[To be done] Find each line with the string "React" and copy it.

[Material]
⟨
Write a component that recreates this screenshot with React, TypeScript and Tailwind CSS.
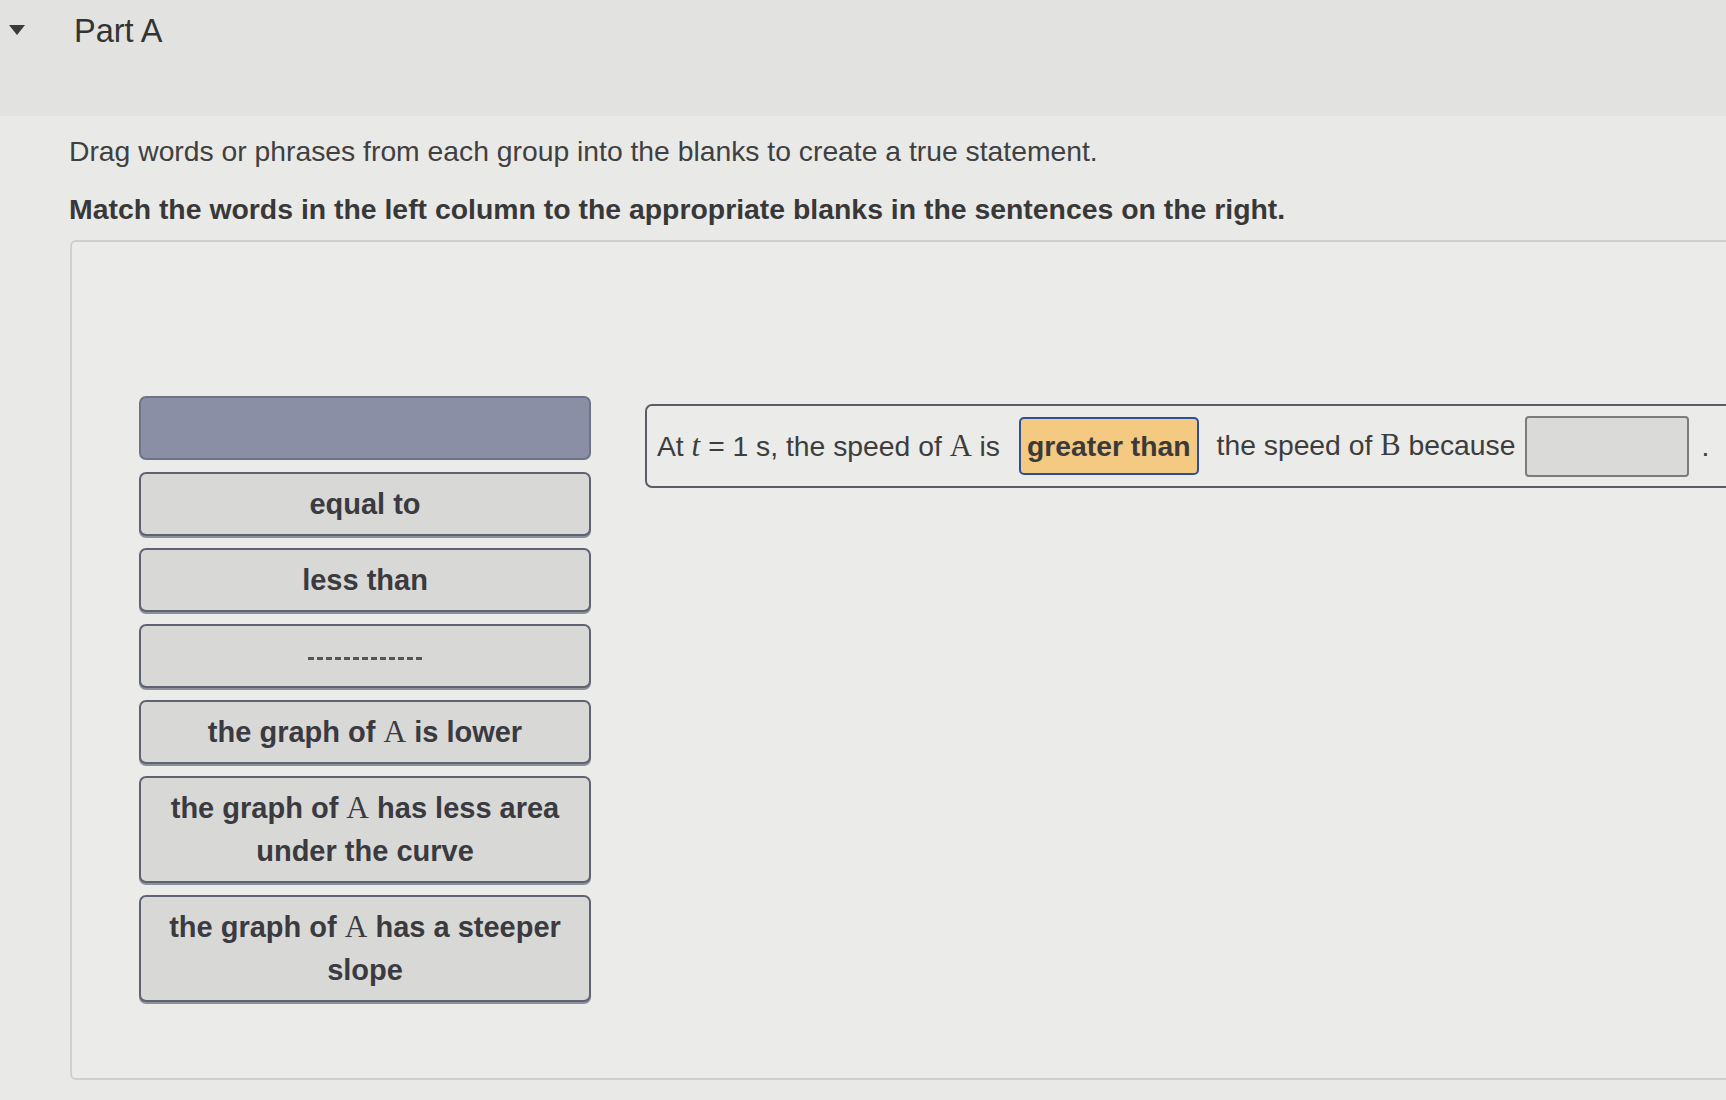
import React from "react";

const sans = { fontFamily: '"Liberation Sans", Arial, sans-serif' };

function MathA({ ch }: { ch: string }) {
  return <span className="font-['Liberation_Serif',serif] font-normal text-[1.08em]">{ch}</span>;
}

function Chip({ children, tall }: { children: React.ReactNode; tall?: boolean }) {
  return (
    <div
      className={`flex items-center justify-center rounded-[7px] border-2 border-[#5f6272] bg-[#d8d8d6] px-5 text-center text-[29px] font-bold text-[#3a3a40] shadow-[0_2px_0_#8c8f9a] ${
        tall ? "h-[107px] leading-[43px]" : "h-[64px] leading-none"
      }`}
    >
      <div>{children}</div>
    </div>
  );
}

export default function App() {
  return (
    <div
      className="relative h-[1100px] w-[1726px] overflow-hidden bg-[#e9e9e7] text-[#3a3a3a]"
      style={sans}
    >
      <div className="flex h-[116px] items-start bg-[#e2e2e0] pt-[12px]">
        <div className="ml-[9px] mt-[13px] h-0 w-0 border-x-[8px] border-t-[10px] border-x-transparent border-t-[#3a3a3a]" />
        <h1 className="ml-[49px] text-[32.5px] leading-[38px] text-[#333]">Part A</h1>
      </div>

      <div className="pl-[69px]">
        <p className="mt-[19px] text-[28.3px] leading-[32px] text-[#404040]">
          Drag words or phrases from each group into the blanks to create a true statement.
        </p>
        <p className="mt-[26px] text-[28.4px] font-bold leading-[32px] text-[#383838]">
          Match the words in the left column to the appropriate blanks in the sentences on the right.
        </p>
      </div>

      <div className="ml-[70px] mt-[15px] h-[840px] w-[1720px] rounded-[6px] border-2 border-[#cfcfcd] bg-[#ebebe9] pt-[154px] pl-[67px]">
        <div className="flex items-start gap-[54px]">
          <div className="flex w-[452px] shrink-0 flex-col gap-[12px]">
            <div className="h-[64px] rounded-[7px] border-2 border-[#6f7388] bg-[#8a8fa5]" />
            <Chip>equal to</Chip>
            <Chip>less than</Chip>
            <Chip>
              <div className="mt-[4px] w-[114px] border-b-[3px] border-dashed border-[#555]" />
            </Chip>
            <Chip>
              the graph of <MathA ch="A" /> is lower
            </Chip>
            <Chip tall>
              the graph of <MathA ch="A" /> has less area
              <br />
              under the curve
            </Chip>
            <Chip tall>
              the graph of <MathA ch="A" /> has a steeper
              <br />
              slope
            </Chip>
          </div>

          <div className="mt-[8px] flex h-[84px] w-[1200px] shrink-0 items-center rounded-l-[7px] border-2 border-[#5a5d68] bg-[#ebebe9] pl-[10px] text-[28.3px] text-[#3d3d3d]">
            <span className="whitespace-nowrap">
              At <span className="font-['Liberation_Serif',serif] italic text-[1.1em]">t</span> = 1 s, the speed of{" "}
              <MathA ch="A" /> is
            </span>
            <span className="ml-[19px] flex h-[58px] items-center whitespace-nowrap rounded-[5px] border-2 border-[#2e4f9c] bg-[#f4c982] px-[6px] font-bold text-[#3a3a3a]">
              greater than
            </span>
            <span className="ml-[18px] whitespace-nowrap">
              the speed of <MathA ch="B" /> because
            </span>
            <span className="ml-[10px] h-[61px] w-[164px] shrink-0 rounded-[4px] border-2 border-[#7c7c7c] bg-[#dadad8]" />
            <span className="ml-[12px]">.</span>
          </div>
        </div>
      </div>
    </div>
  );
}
⟩
[Correct output]
Write a component that recreates this screenshot with React, TypeScript and Tailwind CSS.
import React from "react";
function Chip({ children, tall }: { children: React.ReactNode; tall?: boolean }) {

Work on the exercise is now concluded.